Material provided
## Begin

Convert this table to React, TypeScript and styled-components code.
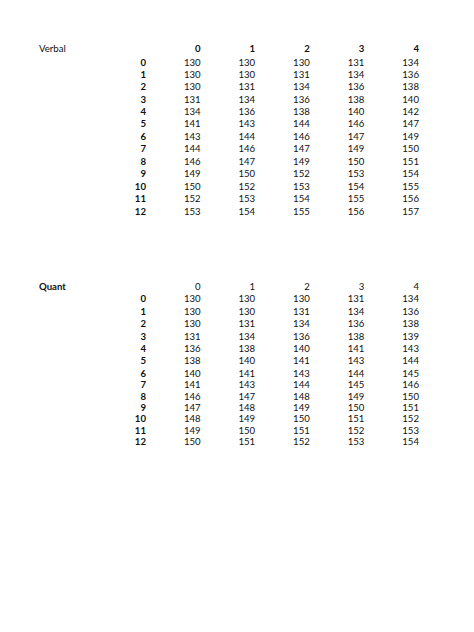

## End
## Begin

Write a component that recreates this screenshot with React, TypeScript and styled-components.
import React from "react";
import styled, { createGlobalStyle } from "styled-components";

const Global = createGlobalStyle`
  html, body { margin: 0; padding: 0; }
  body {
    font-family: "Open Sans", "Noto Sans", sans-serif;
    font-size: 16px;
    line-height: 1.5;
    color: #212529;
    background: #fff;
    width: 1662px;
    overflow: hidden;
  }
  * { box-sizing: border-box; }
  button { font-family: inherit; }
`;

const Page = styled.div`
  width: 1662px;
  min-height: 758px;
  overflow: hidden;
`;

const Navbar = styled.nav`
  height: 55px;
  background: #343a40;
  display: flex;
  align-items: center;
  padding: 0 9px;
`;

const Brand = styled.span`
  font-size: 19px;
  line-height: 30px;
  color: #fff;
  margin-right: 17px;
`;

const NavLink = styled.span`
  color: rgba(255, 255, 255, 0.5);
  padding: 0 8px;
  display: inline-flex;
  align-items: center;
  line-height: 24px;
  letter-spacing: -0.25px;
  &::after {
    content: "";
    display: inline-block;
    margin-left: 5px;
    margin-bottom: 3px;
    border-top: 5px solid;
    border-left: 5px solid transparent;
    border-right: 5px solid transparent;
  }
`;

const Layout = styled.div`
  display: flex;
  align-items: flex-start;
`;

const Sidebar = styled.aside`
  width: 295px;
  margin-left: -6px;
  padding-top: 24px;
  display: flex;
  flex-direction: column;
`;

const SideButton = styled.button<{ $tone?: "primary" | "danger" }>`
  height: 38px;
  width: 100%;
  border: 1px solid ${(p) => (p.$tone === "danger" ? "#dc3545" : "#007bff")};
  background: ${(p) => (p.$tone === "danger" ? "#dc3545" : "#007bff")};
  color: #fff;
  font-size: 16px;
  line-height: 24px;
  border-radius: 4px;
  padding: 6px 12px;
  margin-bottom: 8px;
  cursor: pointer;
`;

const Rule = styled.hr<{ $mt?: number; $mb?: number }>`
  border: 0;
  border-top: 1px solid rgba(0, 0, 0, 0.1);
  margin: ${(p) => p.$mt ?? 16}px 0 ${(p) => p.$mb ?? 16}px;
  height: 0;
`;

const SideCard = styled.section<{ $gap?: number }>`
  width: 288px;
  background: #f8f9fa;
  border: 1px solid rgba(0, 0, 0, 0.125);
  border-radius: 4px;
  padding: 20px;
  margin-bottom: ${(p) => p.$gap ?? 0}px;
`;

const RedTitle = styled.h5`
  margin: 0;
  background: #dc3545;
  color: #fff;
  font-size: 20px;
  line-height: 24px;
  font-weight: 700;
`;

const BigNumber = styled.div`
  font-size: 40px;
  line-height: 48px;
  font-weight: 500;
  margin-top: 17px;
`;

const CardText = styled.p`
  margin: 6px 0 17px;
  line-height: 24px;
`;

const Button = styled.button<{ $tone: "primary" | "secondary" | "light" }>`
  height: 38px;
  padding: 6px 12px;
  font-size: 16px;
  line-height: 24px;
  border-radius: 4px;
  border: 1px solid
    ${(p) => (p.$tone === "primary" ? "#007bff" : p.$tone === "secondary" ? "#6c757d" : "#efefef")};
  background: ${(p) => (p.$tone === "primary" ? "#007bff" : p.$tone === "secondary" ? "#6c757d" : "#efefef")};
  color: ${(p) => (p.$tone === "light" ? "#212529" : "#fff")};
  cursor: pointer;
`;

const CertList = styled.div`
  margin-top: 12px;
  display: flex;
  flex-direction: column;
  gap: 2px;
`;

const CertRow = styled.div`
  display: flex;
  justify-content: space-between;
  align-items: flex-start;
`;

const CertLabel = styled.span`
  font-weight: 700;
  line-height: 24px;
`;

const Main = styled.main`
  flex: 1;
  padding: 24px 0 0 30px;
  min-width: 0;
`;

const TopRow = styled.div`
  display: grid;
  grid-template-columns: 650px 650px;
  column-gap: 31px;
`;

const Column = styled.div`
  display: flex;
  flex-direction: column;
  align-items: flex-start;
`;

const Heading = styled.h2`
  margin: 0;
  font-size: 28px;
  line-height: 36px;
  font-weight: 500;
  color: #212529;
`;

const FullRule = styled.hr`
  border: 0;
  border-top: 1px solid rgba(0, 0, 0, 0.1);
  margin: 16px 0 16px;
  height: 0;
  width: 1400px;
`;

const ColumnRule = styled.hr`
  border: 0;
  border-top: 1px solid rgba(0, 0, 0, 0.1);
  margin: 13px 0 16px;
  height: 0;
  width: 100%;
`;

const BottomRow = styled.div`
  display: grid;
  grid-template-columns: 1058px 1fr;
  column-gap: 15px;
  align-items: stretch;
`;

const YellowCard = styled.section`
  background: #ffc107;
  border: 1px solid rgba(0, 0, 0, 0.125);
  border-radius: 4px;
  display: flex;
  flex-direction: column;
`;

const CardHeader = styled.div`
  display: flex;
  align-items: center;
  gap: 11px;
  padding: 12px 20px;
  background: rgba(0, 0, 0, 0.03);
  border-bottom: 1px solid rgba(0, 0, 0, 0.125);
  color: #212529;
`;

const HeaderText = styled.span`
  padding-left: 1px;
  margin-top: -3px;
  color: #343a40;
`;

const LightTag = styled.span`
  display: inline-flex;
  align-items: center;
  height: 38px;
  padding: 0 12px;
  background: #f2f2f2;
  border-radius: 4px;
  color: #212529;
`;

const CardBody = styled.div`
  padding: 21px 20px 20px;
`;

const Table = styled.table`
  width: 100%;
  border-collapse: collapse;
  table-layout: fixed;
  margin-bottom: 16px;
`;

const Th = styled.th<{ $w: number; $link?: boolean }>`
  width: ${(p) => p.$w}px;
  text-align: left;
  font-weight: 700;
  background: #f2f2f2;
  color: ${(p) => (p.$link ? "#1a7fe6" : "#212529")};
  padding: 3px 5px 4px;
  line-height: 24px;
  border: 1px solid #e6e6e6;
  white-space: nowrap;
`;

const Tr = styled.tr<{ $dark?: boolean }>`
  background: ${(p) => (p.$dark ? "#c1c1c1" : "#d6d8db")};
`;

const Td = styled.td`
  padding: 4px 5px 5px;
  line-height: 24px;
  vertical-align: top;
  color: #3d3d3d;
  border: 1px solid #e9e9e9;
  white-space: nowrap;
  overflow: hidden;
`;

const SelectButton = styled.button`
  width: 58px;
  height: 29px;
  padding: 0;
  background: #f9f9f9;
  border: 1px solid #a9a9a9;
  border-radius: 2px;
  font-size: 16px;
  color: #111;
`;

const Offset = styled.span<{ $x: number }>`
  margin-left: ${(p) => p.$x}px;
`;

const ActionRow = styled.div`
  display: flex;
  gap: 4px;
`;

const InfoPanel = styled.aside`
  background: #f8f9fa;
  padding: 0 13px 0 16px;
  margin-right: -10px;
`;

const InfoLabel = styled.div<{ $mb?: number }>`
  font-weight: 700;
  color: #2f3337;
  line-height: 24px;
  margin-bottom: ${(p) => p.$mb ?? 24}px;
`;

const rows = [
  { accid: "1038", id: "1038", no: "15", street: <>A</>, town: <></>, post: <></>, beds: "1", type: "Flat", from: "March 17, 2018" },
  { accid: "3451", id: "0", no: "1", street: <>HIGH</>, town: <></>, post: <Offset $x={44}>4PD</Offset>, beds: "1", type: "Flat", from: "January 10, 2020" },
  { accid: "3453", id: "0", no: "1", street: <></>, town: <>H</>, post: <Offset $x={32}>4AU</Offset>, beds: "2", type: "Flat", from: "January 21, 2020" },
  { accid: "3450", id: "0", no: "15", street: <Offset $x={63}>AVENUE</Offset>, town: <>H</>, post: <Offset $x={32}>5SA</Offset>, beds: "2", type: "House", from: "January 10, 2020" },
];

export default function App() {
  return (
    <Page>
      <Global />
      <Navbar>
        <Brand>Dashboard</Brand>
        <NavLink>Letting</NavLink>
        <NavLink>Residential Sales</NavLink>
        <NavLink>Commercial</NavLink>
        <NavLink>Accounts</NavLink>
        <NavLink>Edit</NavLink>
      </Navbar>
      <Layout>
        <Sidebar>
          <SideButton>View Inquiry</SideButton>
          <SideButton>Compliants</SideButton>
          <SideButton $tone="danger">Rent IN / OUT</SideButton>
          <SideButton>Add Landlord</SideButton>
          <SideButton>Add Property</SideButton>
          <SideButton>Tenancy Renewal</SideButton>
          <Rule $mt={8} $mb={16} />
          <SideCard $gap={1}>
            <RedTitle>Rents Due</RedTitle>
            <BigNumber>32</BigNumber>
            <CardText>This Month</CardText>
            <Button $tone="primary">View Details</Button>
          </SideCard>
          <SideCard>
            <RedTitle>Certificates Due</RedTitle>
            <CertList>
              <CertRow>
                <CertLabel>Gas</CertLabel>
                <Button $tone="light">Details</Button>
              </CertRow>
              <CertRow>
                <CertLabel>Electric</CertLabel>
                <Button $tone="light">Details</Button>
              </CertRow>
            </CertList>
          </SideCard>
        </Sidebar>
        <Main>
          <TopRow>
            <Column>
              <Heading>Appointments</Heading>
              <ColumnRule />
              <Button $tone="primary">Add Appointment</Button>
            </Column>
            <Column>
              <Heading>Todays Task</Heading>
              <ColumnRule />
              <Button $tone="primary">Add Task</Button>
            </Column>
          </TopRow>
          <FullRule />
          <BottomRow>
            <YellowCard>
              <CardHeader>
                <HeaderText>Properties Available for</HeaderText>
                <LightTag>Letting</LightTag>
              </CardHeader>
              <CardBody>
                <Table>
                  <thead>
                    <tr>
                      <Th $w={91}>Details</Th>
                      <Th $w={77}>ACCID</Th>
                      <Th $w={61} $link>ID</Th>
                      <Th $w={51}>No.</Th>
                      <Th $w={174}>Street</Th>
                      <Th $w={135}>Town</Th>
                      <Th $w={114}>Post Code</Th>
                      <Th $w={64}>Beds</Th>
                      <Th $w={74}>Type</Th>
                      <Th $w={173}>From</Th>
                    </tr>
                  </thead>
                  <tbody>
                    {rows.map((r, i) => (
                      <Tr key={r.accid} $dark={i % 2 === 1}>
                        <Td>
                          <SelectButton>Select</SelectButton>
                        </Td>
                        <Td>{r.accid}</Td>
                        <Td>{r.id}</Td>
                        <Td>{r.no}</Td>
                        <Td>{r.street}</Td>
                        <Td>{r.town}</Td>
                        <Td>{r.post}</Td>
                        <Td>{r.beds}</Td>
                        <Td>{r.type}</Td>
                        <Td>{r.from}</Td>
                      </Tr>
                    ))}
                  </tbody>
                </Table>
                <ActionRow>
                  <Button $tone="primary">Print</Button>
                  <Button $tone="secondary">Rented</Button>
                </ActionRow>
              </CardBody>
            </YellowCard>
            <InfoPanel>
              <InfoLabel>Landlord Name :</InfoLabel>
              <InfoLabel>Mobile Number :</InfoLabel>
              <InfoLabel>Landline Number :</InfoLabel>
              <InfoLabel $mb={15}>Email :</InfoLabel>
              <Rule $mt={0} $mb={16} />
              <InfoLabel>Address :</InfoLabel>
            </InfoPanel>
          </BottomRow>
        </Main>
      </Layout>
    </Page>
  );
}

## End
## Begin

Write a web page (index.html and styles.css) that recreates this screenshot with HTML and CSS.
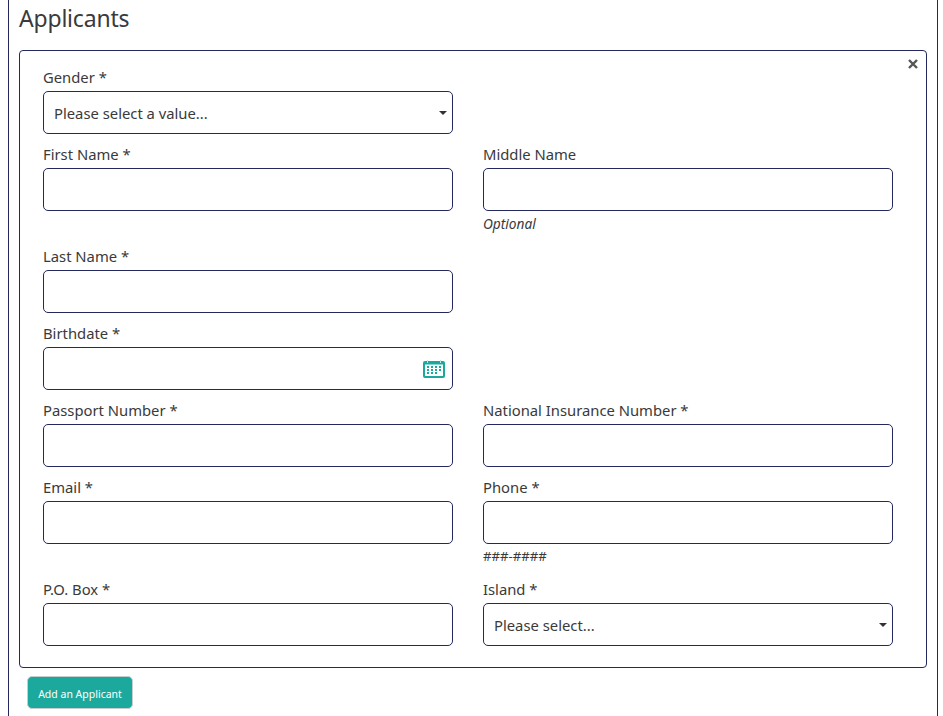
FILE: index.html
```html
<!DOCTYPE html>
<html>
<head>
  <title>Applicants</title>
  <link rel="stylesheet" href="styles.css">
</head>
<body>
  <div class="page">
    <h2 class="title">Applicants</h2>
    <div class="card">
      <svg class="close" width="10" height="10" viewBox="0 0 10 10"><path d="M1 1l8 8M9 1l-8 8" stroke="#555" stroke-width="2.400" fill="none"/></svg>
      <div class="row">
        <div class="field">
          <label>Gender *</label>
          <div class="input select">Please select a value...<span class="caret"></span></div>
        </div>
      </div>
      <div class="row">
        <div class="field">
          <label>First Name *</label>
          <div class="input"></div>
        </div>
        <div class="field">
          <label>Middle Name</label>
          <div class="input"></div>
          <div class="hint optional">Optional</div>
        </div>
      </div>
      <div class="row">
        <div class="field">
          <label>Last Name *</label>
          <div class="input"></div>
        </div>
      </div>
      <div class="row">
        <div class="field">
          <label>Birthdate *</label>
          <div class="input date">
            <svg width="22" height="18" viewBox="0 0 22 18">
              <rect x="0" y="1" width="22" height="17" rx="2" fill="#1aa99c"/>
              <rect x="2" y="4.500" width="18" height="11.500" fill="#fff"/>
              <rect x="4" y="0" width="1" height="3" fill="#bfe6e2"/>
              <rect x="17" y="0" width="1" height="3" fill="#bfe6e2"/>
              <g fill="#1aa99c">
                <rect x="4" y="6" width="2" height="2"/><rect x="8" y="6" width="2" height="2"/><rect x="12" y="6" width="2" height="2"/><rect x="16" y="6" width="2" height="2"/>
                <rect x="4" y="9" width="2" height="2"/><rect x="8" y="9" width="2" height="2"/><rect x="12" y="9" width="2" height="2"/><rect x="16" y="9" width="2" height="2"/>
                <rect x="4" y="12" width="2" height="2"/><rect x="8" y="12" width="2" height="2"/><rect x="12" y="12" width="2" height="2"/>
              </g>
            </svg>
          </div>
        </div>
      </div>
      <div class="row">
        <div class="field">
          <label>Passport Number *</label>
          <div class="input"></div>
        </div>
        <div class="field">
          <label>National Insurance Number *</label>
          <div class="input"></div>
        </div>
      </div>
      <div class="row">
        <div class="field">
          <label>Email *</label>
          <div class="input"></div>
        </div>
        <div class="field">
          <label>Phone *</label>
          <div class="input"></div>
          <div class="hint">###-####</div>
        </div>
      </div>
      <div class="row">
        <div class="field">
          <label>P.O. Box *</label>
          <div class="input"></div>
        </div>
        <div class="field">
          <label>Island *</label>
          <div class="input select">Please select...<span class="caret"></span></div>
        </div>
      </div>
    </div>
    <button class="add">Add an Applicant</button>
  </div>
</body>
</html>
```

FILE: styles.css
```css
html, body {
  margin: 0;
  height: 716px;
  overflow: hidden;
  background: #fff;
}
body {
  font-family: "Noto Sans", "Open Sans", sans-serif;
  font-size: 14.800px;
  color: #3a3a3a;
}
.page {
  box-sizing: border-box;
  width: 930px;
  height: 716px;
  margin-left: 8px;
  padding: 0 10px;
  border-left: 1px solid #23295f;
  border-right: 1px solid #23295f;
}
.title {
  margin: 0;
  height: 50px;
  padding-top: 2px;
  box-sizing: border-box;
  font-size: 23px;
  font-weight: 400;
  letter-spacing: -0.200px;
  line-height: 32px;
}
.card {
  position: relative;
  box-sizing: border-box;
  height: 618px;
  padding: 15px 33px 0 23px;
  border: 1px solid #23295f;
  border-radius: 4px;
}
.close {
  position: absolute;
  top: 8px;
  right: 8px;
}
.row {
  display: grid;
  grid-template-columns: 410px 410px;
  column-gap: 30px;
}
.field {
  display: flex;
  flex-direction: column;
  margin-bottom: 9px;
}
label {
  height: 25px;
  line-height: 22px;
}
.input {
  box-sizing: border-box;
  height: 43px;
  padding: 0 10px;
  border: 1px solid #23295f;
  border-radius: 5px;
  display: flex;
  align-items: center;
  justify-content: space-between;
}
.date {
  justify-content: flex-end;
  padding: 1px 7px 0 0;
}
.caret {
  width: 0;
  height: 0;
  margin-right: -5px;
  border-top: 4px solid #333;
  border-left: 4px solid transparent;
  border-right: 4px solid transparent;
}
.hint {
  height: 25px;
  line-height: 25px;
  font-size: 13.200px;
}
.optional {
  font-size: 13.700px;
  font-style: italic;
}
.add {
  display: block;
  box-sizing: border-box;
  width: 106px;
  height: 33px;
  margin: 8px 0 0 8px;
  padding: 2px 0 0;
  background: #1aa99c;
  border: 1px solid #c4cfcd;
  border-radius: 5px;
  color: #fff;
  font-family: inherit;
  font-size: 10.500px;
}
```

## End

Your objective
Gather and copy every line of the data in which the string "recreates" is found.

Output for this exercise
Write a component that recreates this screenshot with React, TypeScript and styled-components.
Write a web page (index.html and styles.css) that recreates this screenshot with HTML and CSS.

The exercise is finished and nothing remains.